朱元璋实行“海禁”令,流窜在海上的海盗经常会进入沿海骚扰,而长江口又是沿海的兵防要地,洪武十九年(1386年)朱元璋就在长江口建“吴淞江守御千户所”,隶太仓卫,千户所下辖十个百户所,并在离这座宝山不远的地方垒土筑城。据记载,该城为圆城,周长一千一百六十丈,约合三千五百米,直径约一公里,四周有濠,东南西北各开一门。这个土城建设仓促,质量很差,离长江和大海又很近,没几年就被潮水冲垮了,如今已找不到任何痕迹。同样,在明朝开国之初,郑和多次率船队出海,在郑和以后,这支航海队伍实际上遣散了,烽火堠也失去存在的意义,它也被海潮冲坍了,除了这通御碑外,也没有留下任何遗迹。明嘉靖中年是沿海倭寇猖獗的年代,据记载,嘉靖十六年(1537年)曾计划在那座被冲垮的土城西南一里的地方重建土城,但并没实施。到嘉靖三十二年,那年是倭患最严重的一年,上海城墙就是在这一年筑的,第二年又重新筑吴淞江守御千户所城墙。这次吸取了上次筑城的经验,城小多了,周长约七百二十丈,约两千一百六十米,直径约六百九十米,城墙的内外均设水濠,这种城墙是不多见的,开四门,另辟一水门。这座城纯粹为军事设施,与城市无关。清兵入关后,明朝旧臣拥戴皇族建立南明王朝,并不断从海上向清政府发起骚扰和进攻,清初也实行“海禁”,其程度较明朝有过之而无不及,于是清顺治年间,原明朝的守护所改组为“吴淞营”。
古代,县的设置一般是根据地方的人口户数来决定的,南宋迁都临安(今杭州市)后,促进了江南经济发展和人口增长,南宋嘉定十年(1217年)就析昆山县的东境置嘉定县,县以年号命名,嘉定县的东境一直到海边。同样,到了清康熙、雍正年间,江南的人口有明显的增长,根据两江总督查弼纳上奏,江苏省的苏州、松江、常州的人口增长太快,管理上往往力不从心,建议苏、松、常三府的十三个县各分置一个县,改为二十六个县。

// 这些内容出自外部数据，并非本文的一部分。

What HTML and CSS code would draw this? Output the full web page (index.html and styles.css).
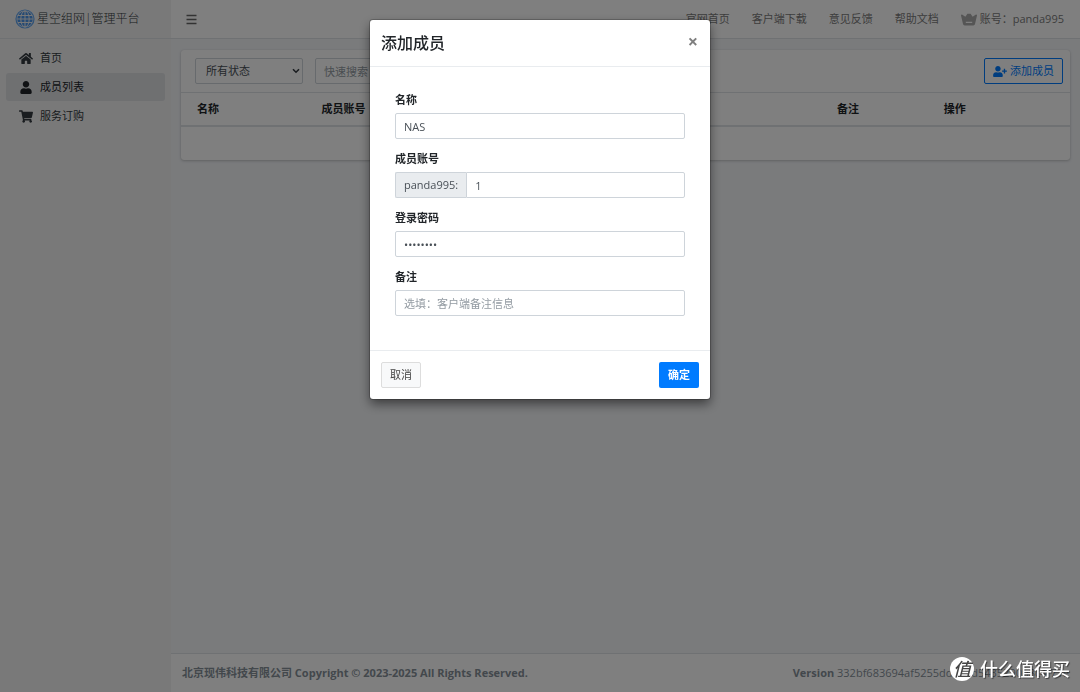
FILE: index.html
```html
<!DOCTYPE html>
<html lang="zh-CN">
<head>
<meta charset="utf-8">
<meta name="viewport" content="width=device-width, initial-scale=1">
<title>星空组网|管理平台</title>
<link rel="stylesheet" href="styles.css">
</head>
<body>
<div class="app">
  <aside class="sidebar">
    <a class="brand" href="#">
      <svg class="brand-logo" viewBox="0 0 20 20" fill="none" stroke="#eee" stroke-width="1">
        <circle cx="10" cy="10" r="9" stroke="#62a5ef" stroke-width="1.2"/>
        <circle cx="10" cy="10" r="7.8" fill="#4a94e8" stroke="none"/>
        <path d="M10 2v16M3 6.5h14M2 10h16M3 13.5h14"/>
        <ellipse cx="10" cy="10" rx="4.2" ry="8"/>
      </svg>
      <span>星空组网|管理平台</span>
    </a>
    <nav class="menu">
      <a class="menu-item" href="#">
        <svg class="icon" viewBox="0 0 576 512"><path d="M280.37 148.26L96 300.11V464a16 16 0 0 0 16 16l112.06-.29a16 16 0 0 0 15.92-16V368a16 16 0 0 1 16-16h64a16 16 0 0 1 16 16v95.64a16 16 0 0 0 16 16.05L464 480a16 16 0 0 0 16-16V300L295.67 148.26a12.19 12.19 0 0 0-15.3 0zM571.6 251.47L488 182.56V44.05a12 12 0 0 0-12-12h-56a12 12 0 0 0-12 12v72.61L318.47 43a48 48 0 0 0-61 0L4.34 251.47a12 12 0 0 0-1.6 16.9l25.5 31A12 12 0 0 0 45.15 301l235.22-193.74a12.19 12.19 0 0 1 15.3 0L530.9 301a12 12 0 0 0 16.9-1.6l25.5-31a12 12 0 0 0-1.7-16.93z"/></svg>
        <span>首页</span>
      </a>
      <a class="menu-item menu-item-active" href="#" aria-current="page">
        <svg class="icon" viewBox="0 0 448 512"><path d="M224 256c70.7 0 128-57.3 128-128S294.7 0 224 0 96 57.3 96 128s57.3 128 128 128zm89.6 32h-16.7c-22.2 10.2-46.9 16-72.9 16s-50.6-5.8-72.9-16h-16.7C60.2 288 0 348.2 0 422.4V464c0 26.5 21.5 48 48 48h352c26.5 0 48-21.5 48-48v-41.6c0-74.2-60.2-134.4-134.4-134.4z"/></svg>
        <span>成员列表</span>
      </a>
      <a class="menu-item" href="#">
        <svg class="icon" viewBox="0 0 576 512"><path d="M528.12 301.319l47.273-208C578.806 78.301 567.391 64 551.99 64H159.208l-9.166-44.81C147.758 8.021 137.93 0 126.529 0H24C10.745 0 0 10.745 0 24v16c0 13.255 10.745 24 24 24h69.883l70.248 343.435C147.325 417.1 136 435.222 136 456c0 30.928 25.072 56 56 56s56-25.072 56-56c0-15.674-6.447-29.835-16.824-40h209.647C430.447 426.165 424 440.326 424 456c0 30.928 25.072 56 56 56s56-25.072 56-56c0-22.172-12.888-41.332-31.579-50.405l5.517-24.276c3.413-15.018-8.002-29.319-23.403-29.319H218.117l-6.545-32h293.145c11.206 0 20.92-7.754 23.403-18.681z"/></svg>
        <span>服务订购</span>
      </a>
    </nav>
  </aside>

  <div class="page">
    <header class="topbar">
      <button class="toggle" type="button" aria-label="菜单">
        <svg viewBox="0 0 11 11" fill="none" stroke="currentColor" stroke-width="1.4"><path d="M.5 1.5h10M.5 5.5h10M.5 9.5h10"/></svg>
      </button>
      <nav class="links">
        <a href="#">官网首页</a>
        <a href="#">客户端下载</a>
        <a href="#">意见反馈</a>
        <a href="#">帮助文档</a>
        <a class="account" href="#">
          <svg class="crown" viewBox="0 0 16 14"><path fill-rule="evenodd" d="M1 2.6 4.4 4.8 6.400 1.800h3.200l2 3L15 2.600a.7.7 0 0 1 1 .8L14 12a1.800 1.800 0 0 1-1.700 1.500H3.700A1.800 1.800 0 0 1 2 12L0 3.400a.7.7 0 0 1 1-.8zM4.800 9.800v1.200h6.400V9.800z"/></svg>
          <span>账号：panda995</span>
        </a>
      </nav>
    </header>

    <main class="content">
      <section class="card">
        <div class="toolbar">
          <div class="status">
            <select class="status-select" aria-label="状态"><option>所有状态</option></select>
            <svg class="status-arrow" viewBox="0 0 8 6" fill="none" stroke="currentColor" stroke-width="1.6"><path d="M1 1.200 4 4.200l3-3"/></svg>
          </div>
          <input class="search" type="text" placeholder="快速搜索" aria-label="快速搜索">
          <button class="btn btn-outline" type="button">
            <svg class="btn-icon" viewBox="0 0 640 512"><path d="M624 208h-64v-64c0-8.800-7.200-16-16-16h-32c-8.800 0-16 7.200-16 16v64h-64c-8.800 0-16 7.200-16 16v32c0 8.800 7.200 16 16 16h64v64c0 8.800 7.200 16 16 16h32c8.800 0 16-7.200 16-16v-64h64c8.800 0 16-7.200 16-16v-32c0-8.800-7.200-16-16-16zm-400 48c70.700 0 128-57.300 128-128S294.700 0 224 0 96 57.300 96 128s57.300 128 128 128zm89.600 32h-16.700c-22.200 10.200-46.900 16-72.900 16s-50.600-5.800-72.900-16h-16.700C60.200 288 0 348.200 0 422.400V464c0 26.500 21.500 48 48 48h352c26.500 0 48-21.500 48-48v-41.600c0-74.200-60.200-134.400-134.400-134.400z"/></svg>
            添加成员
          </button>
        </div>
        <table class="members">
          <thead>
            <tr>
              <th class="col-name">名称</th>
              <th class="col-login">成员账号</th>
              <th class="col-note">备注</th>
              <th class="col-action">操作</th>
            </tr>
          </thead>
          <tbody><tr><td colspan="4"></td></tr></tbody>
        </table>
      </section>
    </main>

    <footer class="footer">
      <strong>北京现伟科技有限公司 Copyright © 2023-2025 All Rights Reserved.</strong>
      <span><b>Version</b> 332bf683694af5255dd12ad5435290b8c4f71e</span>
    </footer>
  </div>
</div>

<div class="backdrop">
  <form class="modal" role="dialog" aria-labelledby="modal-title">
    <div class="modal-header">
      <h1 class="modal-title" id="modal-title">添加成员</h1>
      <button class="close" type="button" aria-label="关闭">×</button>
    </div>
    <div class="modal-body">
      <div class="field">
        <label for="name">名称</label>
        <input class="control" id="name" type="text" value="NAS">
      </div>
      <div class="field">
        <label for="login">成员账号</label>
        <div class="group">
          <span class="prefix">panda995:</span>
          <input class="control" id="login" type="text" value="1">
        </div>
      </div>
      <div class="field">
        <label for="password">登录密码</label>
        <input class="control" id="password" type="password" value="12345678">
      </div>
      <div class="field">
        <label for="note">备注</label>
        <input class="control" id="note" type="text" placeholder="选填：客户端备注信息">
      </div>
    </div>
    <div class="modal-footer">
      <button class="btn btn-light" type="button">取消</button>
      <button class="btn btn-primary" type="submit">确定</button>
    </div>
  </form>
</div>

<div class="watermark">
  <span class="watermark-badge">值</span>
  <span>什么值得买</span>
</div>
</body>
</html>
```

FILE: styles.css
```css
*, *::before, *::after {
  box-sizing: border-box;
}

body {
  margin: 0;
  font-family: "Open Sans", "Noto Sans CJK SC", sans-serif;
  font-size: 11px;
  line-height: 16px;
  color: #212529;
  background: #f4f6f9;
}

a {
  color: inherit;
  text-decoration: none;
}

button, input, select {
  font: inherit;
}

.app {
  display: flex;
  min-height: 100vh;
}

.sidebar {
  flex: 0 0 171px;
  background: #f2f2f2;
}

.brand {
  display: flex;
  align-items: center;
  gap: 2px;
  height: 39px;
  padding-left: 15px;
  border-bottom: 1px solid #dee2e6;
  color: #343a40;
  font-size: 12px;
  font-weight: 300;
}

.brand-logo {
  width: 20px;
  height: 20px;
}

.menu {
  display: flex;
  flex-direction: column;
  gap: 1px;
  padding: 5px 6px;
}

.menu-item {
  display: flex;
  align-items: center;
  gap: 7px;
  height: 28px;
  padding: 0 13px;
  border-radius: 3px;
  color: #343a40;
}

.menu-item-active {
  background: #dee0e3;
  color: #212529;
}

.icon {
  width: 14px;
  height: 13px;
  fill: currentColor;
}

.page {
  display: flex;
  flex: 1;
  flex-direction: column;
  min-width: 0;
}

.topbar {
  display: flex;
  align-items: center;
  justify-content: space-between;
  height: 39px;
  padding: 0 16px 0 15px;
  border-bottom: 1px solid #dee2e6;
  background: #fff;
  color: #7b7b7b;
}

.toggle {
  display: flex;
  padding: 0;
  border: 0;
  background: none;
  color: #666;
}

.toggle svg {
  width: 11px;
  height: 11px;
}

.links {
  display: flex;
  gap: 22px;
}

.account {
  display: flex;
  align-items: center;
  gap: 3px;
}

.crown {
  width: 16px;
  height: 14px;
  fill: #aaa;
}

.content {
  flex: 1;
  padding: 11px 10px;
}

.card {
  border-radius: 3px;
  background: #fff;
  box-shadow: 0 0 1px rgba(0, 0, 0, .13), 0 1px 3px rgba(0, 0, 0, .2);
}

.toolbar {
  display: flex;
  align-items: center;
  gap: 12px;
  height: 43px;
  padding: 0 7px 0 14px;
  border-bottom: 1px solid #dee2e6;
}

.status {
  position: relative;
  width: 108px;
}

.status-select, .search {
  height: 26px;
  border: 1px solid #ced4da;
  border-radius: 2px;
  background: #fff;
  color: #495057;
}

.status-select {
  display: block;
  width: 100%;
  padding: 0 10px;
  appearance: none;
}

.status-arrow {
  position: absolute;
  top: 10px;
  right: 3px;
  width: 8px;
  height: 6px;
  color: #343a40;
  pointer-events: none;
}

.search {
  width: 160px;
  padding: 0 8px;
}

.search::placeholder {
  color: #939ba2;
}

.members {
  width: 100%;
  border-collapse: collapse;
  table-layout: fixed;
}

.members th {
  height: 33px;
  padding: 0 16px;
  border-bottom: 2px solid #dee2e6;
  text-align: left;
}

.members td {
  height: 34px;
}

.col-name {
  width: 14%;
}

.col-note {
  width: 12%;
}

.col-action {
  width: 16%;
}

.footer {
  display: flex;
  align-items: center;
  justify-content: space-between;
  height: 39px;
  padding: 0 11px;
  border-top: 1px solid #dee2e6;
  background: #fff;
  color: #869099;
}

.btn {
  height: 26px;
  padding: 0 8px;
  border: 1px solid transparent;
  border-radius: 2px;
}

.btn-outline {
  display: flex;
  align-items: center;
  gap: 3px;
  margin-left: auto;
  border-color: #007bff;
  background: none;
  color: #007bff;
}

.btn-icon {
  width: 14px;
  height: 11px;
  fill: currentColor;
}

.btn-light {
  border-color: #ddd;
  background: #f8f9fa;
  color: #444;
}

.btn-primary {
  background: #007bff;
  color: #fff;
  font-weight: 700;
}

.backdrop {
  position: fixed;
  inset: 0;
  padding: 20px;
  overflow: auto;
  background: rgba(0, 0, 0, .5);
}

.modal {
  max-width: 340px;
  margin: 0 auto;
  border-radius: 3px;
  background: #fff;
  box-shadow: 0 0 0 1px rgba(0, 0, 0, .2), 0 5px 11px rgba(0, 0, 0, .5);
}

.modal-header {
  display: flex;
  align-items: center;
  justify-content: space-between;
  height: 47px;
  padding: 0 11px;
  border-bottom: 1px solid #e9ecef;
}

.modal-title {
  margin: 0;
  font-size: 16px;
  font-weight: 500;
  line-height: 24px;
}

.close {
  padding: 0 1px 4px;
  border: 0;
  background: none;
  color: #7f7f7f;
  font-size: 18px;
  font-weight: 700;
}

.modal-body {
  display: flex;
  flex-direction: column;
  gap: 12px;
  padding: 25px 25px 34px;
}

.field {
  display: flex;
  flex-direction: column;
  gap: 5px;
}

.field label {
  font-weight: 700;
}

.control {
  width: 100%;
  height: 26px;
  padding: 0 8px;
  border: 1px solid #ced4da;
  border-radius: 2px;
  background: #fff;
  color: #495057;
}

.control::placeholder {
  color: #939ba2;
}

.group {
  display: flex;
}

.prefix {
  display: flex;
  align-items: center;
  padding: 0 8px;
  border: 1px solid #ced4da;
  border-right: 0;
  border-radius: 2px 0 0 2px;
  background: #e9ecef;
  color: #495057;
}

.group .control {
  flex: 1;
  min-width: 0;
  border-radius: 0 2px 2px 0;
}

.modal-footer {
  display: flex;
  justify-content: space-between;
  padding: 11px;
  border-top: 1px solid #e9ecef;
}

.watermark {
  position: fixed;
  right: 10px;
  bottom: 11px;
  display: flex;
  align-items: center;
  gap: 6px;
  color: #fff;
  font-size: 18px;
  font-weight: 500;
  line-height: 24px;
  text-shadow: 1px 1px 1px rgba(0, 0, 0, .5);
}

.watermark-badge {
  width: 24px;
  height: 24px;
  border-radius: 50%;
  background: #fff;
  color: #444;
  font-style: italic;
  text-align: center;
  text-shadow: none;
}
```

▲ 清雍正二年(1724年),嘉定县东境守信、依仁、循义、乐智四乡划出新建宝山县(高桥镇也划归宝山县),图片来自清乾隆清《长洲县志》第34卷
▲ 20世纪初上海县隶属于江苏省松江府,行政区域范围东至高行、陆行、三林塘,南至陈行、闵行、马桥,西至虹桥、华漕,北至江桥、闸北、五角场。行政级别与华亭县、川沙县、南汇县等相同。宝山县、嘉定县、崇明县当时隶属于江苏省太仓州。
▲ 老宝山县城南门遗址,现已修复,图片摄于1985年
吴淞江是太湖流域最大的河流,古代是行政区划的界河,其下游段在唐朝时,浜南是华亭县,元朝置松江府,它又是松江府的辖地;浜北是昆山县,南宋析昆山县东境置嘉定县,它又是嘉定县辖地。宝山县是析嘉定县东境设置的,所以,宝山县与上海县就是以原来的吴淞江为分界线的,所以,旧时上海县别称“淞南”,宝山县别称“淞北”。

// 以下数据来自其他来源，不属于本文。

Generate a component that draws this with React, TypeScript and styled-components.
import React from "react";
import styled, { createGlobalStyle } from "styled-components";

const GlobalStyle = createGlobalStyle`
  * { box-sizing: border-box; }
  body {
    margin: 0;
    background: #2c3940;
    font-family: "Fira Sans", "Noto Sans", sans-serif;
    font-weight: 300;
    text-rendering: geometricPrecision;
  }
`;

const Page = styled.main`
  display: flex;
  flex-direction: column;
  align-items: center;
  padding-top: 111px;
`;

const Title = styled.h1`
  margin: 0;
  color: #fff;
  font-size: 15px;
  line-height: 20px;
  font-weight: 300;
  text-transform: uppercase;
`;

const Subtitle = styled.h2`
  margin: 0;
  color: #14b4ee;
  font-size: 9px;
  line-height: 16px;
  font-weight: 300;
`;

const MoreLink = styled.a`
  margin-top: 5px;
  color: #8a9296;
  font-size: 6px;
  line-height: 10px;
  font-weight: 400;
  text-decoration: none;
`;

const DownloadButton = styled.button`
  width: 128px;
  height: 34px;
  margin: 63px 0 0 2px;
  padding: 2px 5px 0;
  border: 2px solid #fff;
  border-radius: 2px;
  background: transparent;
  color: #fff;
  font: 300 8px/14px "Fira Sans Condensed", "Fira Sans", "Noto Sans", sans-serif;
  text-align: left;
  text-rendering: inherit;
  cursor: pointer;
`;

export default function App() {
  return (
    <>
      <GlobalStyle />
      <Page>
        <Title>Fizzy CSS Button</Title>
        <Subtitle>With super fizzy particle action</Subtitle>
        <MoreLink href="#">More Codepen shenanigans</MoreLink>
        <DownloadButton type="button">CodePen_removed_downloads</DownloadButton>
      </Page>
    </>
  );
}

▲ 元末明初上海人杨基绘《松南小隐》图,相关文章见《上海市中心的私宅:书隐楼》
问题是,从元朝开始吴淞江淤塞严重,到了明永乐年间的水利工程中,水利大臣夏元吉听从了上海人叶宗行的建议,决定放弃原吴淞江江桥以东的河道,在江桥附近开凿一条新的河道,引吴淞江水注入黄浦,这条新开挖的吴淞江下游就是今天横贯上海市区的苏州河。从此以后,被废弃的江桥以下的吴淞江旧河道就被叫做“旧吴淞江”,省呼“旧江”,在上海方言中“旧”与“虬”谐音,而“虬”是传说中的一种身体多处弯曲的龙,被废弃的“旧江”也确是曲折多弯,弯弯曲曲,于是,“旧江”又被文人雅称为“虬江”。一直到清末民初,这条虬江大致保存完整。以后,其中间段被填平筑路,大致上就是今天的虬江河,在今普陀区的河道即“西虬江”,在杨浦区的为“东旧江”(解放后的水利工程中,河道有调整),所以,在相当长的时期里,“虬江”就是上海县与宝山县的分界线。

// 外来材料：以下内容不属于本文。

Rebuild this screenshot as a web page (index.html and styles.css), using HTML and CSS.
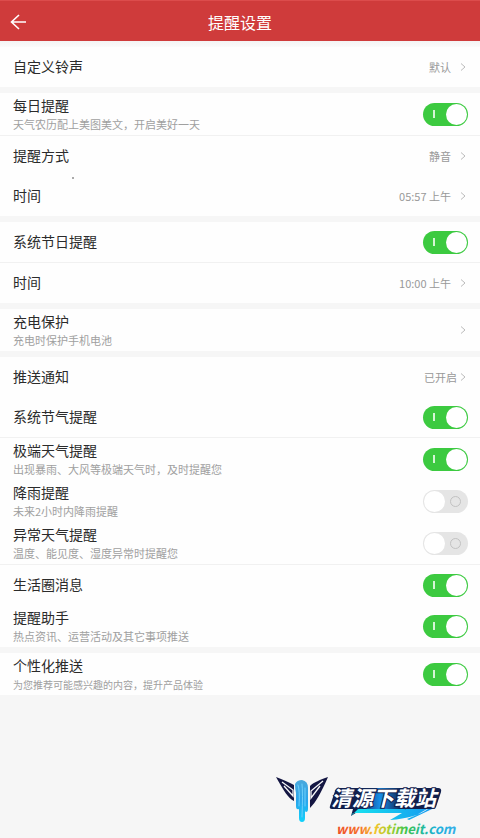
FILE: index.html
```html
<!DOCTYPE html>
<html lang="zh-CN">
<head>
<meta charset="utf-8">
<meta name="viewport" content="width=device-width, initial-scale=1">
<title>提醒设置</title>
<link rel="stylesheet" href="styles.css">
</head>
<body>
<header class="topbar">
  <a class="back" href="#" aria-label="返回"><svg width="18" height="18" viewBox="0 0 18 18"><path d="M16 9H2M9 2L1.500 9L9 16"/></svg></a>
  <h1 class="title">提醒设置</h1>
  <span class="topbar-end"></span>
</header>
<main class="settings">
  <section class="group">
    <a class="row" href="#"><span class="name">自定义铃声</span><span class="value">默认</span><svg class="chevron" viewBox="0 0 6 8"><path d="M1 .5L5 4L1 7.500"/></svg></a>
  </section>
  <section class="group">
    <label class="row tall divided"><span class="text"><span class="name">每日提醒</span><span class="note">天气农历配上美图美文，开启美好一天</span></span><input class="switch" type="checkbox" checked></label>
    <a class="row" href="#"><span class="name">提醒方式</span><span class="value">静音</span><svg class="chevron" viewBox="0 0 6 8"><path d="M1 .5L5 4L1 7.500"/></svg></a>
    <a class="row speck" href="#"><span class="name">时间</span><span class="value">05:57 上午</span><svg class="chevron" viewBox="0 0 6 8"><path d="M1 .5L5 4L1 7.500"/></svg></a>
  </section>
  <section class="group">
    <label class="row divided"><span class="name">系统节日提醒</span><input class="switch" type="checkbox" checked></label>
    <a class="row" href="#"><span class="name">时间</span><span class="value">10:00 上午</span><svg class="chevron" viewBox="0 0 6 8"><path d="M1 .5L5 4L1 7.500"/></svg></a>
  </section>
  <section class="group">
    <a class="row tall" href="#"><span class="text"><span class="name">充电保护</span><span class="note">充电时保护手机电池</span></span><svg class="chevron" viewBox="0 0 6 8"><path d="M1 .5L5 4L1 7.500"/></svg></a>
  </section>
  <section class="group">
    <a class="row" href="#"><span class="name">推送通知</span><span class="value near">已开启</span><svg class="chevron" viewBox="0 0 6 8"><path d="M1 .5L5 4L1 7.500"/></svg></a>
    <label class="row divided"><span class="name">系统节气提醒</span><input class="switch" type="checkbox" checked></label>
    <label class="row tall"><span class="text"><span class="name">极端天气提醒</span><span class="note">出现暴雨、大风等极端天气时，及时提醒您</span></span><input class="switch" type="checkbox" checked></label>
    <label class="row tall"><span class="text"><span class="name">降雨提醒</span><span class="note">未来2小时内降雨提醒</span></span><input class="switch" type="checkbox"></label>
    <label class="row tall divided"><span class="text"><span class="name">异常天气提醒</span><span class="note">温度、能见度、湿度异常时提醒您</span></span><input class="switch" type="checkbox"></label>
    <label class="row"><span class="name">生活圈消息</span><input class="switch" type="checkbox" checked></label>
    <label class="row tall"><span class="text"><span class="name">提醒助手</span><span class="note">热点资讯、运营活动及其它事项推送</span></span><input class="switch" type="checkbox" checked></label>
  </section>
  <section class="group">
    <label class="row tall"><span class="text"><span class="name">个性化推送</span><span class="note small">为您推荐可能感兴趣的内容，提升产品体验</span></span><input class="switch" type="checkbox" checked></label>
  </section>
</main>
<footer class="brand">
  <svg width="190" height="66" viewBox="0 0 190 66">
    <defs>
      <linearGradient id="rainbow" x1="0" x2="1" y1="0" y2="0">
        <stop offset="0" stop-color="#ee4c26"/><stop offset=".2" stop-color="#f5722b"/><stop offset=".32" stop-color="#f5c32c"/><stop offset=".45" stop-color="#a4cf2f"/><stop offset=".58" stop-color="#3fc34b"/><stop offset=".72" stop-color="#22b99a"/><stop offset=".84" stop-color="#1eb0da"/><stop offset="1" stop-color="#39aee8"/>
      </linearGradient>
      <linearGradient id="drip" x1="0" x2="0" y1="0" y2="1">
        <stop offset="0" stop-color="#4aa9dc"/><stop offset=".5" stop-color="#2aa6ec"/><stop offset="1" stop-color="#10d2fb"/>
      </linearGradient>
      <linearGradient id="swoosh" x1="0" x2="1" y1="0" y2="0">
        <stop offset="0" stop-color="#18e4ef"/><stop offset="1" stop-color="#159af0"/>
      </linearGradient>
      <linearGradient id="plate" x1="0" x2="1" y1="0" y2="0">
        <stop offset="0" stop-color="#12204d"/><stop offset=".25" stop-color="#12204d"/><stop offset=".45" stop-color="#168ee8"/><stop offset=".65" stop-color="#12204d"/><stop offset="1" stop-color="#12204d"/>
      </linearGradient>
    </defs>
    <path fill="#141642" d="M6 5C13 8 19 10 24 13V29C18 26 14 19 6 5ZM58 5C50 8 44 10 40 14V36C46 30 51 21 58 5Z"/>
    <path fill="none" stroke="#f5f6f8" stroke-width="1.300" d="M12 10L23 18V24L14 14M53 9L41 19V26L50 14"/>
    <path fill="url(#drip)" d="M25 12Q27 8 32 8Q38 9 38 16V37Q38 40 36 40Q35 40 35 38V46Q35 50 32 50Q29 50 29 46V37Q26 38 26 34V21Q25 17 25 12Z"/>
    <path fill="none" stroke="#6fd0fb" stroke-linecap="round" d="M28 13Q30 18 29 34M32 12Q33 20 32 45M35 16V34"/>
    <path fill="url(#plate)" d="M68 16H168Q172 16 171 20L166 35Q165 37 162 37H92L81 44L83 37H62Q59 37 60 34L65 19Q66 16 68 16Z"/>
    <path fill="url(#swoosh)" d="M88 37H158Q146 46 120 48L132 41H83L81 44ZM139 48L162 37H157Q148 43 137 47Z"/>
    <text class="brand-name" x="61" y="34">清源下载站</text>
    <text class="brand-url" x="66" y="62" fill="url(#rainbow)">www.fotimeit.com</text>
  </svg>
</footer>
</body>
</html>
```
FILE: styles.css
```css
* { box-sizing: border-box; }

body {
  margin: 0;
  min-height: 100vh;
  display: flex;
  flex-direction: column;
  background: #f6f6f6;
  color: #2b2b2b;
  font-family: "Noto Sans CJK SC", sans-serif;
}

a { color: inherit; text-decoration: none; }

.topbar {
  display: flex;
  align-items: center;
  height: 41px;
  padding: 2px 10px 0;
  background: #cf3b3b;
  border-top: 1px solid #dc4c4c;
  color: #fff;
}

.back, .topbar-end { display: flex; width: 18px; }
.back svg { fill: none; stroke: #fff; stroke-width: 1.6; }

.title {
  flex: 1;
  margin: 0;
  text-align: center;
  font-size: 16px;
  line-height: 24px;
  font-weight: 400;
}

.settings {
  display: flex;
  flex-direction: column;
  gap: 6px;
  padding-top: 6px;
  background: linear-gradient(#f4f4f4, #fdfdfd 8px, #f6f6f6 9px);
}

.group { background: #fefefe; }

.row {
  display: flex;
  align-items: center;
  box-sizing: content-box;
  height: 40px;
  padding: 0 12px 0 13px;
}

.tall { height: 42px; }
.divided { border-bottom: 1px solid #f1f1f1; }
.speck { background: radial-gradient(circle, #aaa 1px, transparent 1px) 72px 1px / 2px 2px no-repeat; }

.text {
  flex: 1;
  display: flex;
  flex-direction: column;
}

.name {
  flex: 1;
  padding-bottom: 2px;
  font-size: 14px;
  line-height: 18px;
}

.note {
  color: #a0a0a0;
  font-size: 11px;
  line-height: 17px;
}

.small { font-size: 10px; }

.value {
  margin-right: 9px;
  color: #999;
  font-size: 11px;
  line-height: 16px;
}

.near { margin-right: 3px; }

.chevron {
  width: 6px;
  height: 8px;
  margin-right: 2px;
  fill: none;
  stroke: #bbb;
}

.switch {
  appearance: none;
  display: flex;
  align-items: center;
  justify-content: space-between;
  width: 45px;
  height: 23px;
  margin: 0;
  padding: 1px 7px 1px 1px;
  border-radius: 12px;
  background: #e5e5e5;
}

.switch::before {
  content: "";
  width: 21px;
  height: 21px;
  border-radius: 50%;
  background: #fff;
}

.switch::after {
  content: "";
  width: 9px;
  height: 9px;
  border: 1px solid #c2c2c2;
  border-radius: 50%;
}

.switch:checked {
  flex-direction: row-reverse;
  padding: 1px 1px 1px 10px;
  background: #3cca40;
}

.switch:checked::after {
  width: 2px;
  height: 8px;
  border: 0;
  border-radius: 0;
  background: #d5f5d5;
}

.brand {
  display: flex;
  margin: auto 20px 0 auto;
}

.brand-name {
  font-size: 21px;
  font-weight: 700;
  font-style: italic;
  fill: #fff;
  stroke: #12204d;
  stroke-width: 2px;
  paint-order: stroke;
}

.brand-url {
  font-size: 13px;
  font-weight: 700;
  font-style: italic;
}
```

在明朝以前,黄浦是吴淞江的大支流,在今南汇与奉贤交界的“闸港”向东注入大海,这里建有水闸,以控制水流量,闸港也以该闸得名。明永乐的水利工程中,拓宽、挖深吴淞江的另一条支流——上海浦,使它在闸港与黄浦相接,并成为水改向东北流,在吴淞口注入长江,排入上海,于是,原吴淞江和黄浦的地位换了,黄浦成了主流,而吴淞江成了黄浦的支流,这一水利工程古代称之“江浦合流”。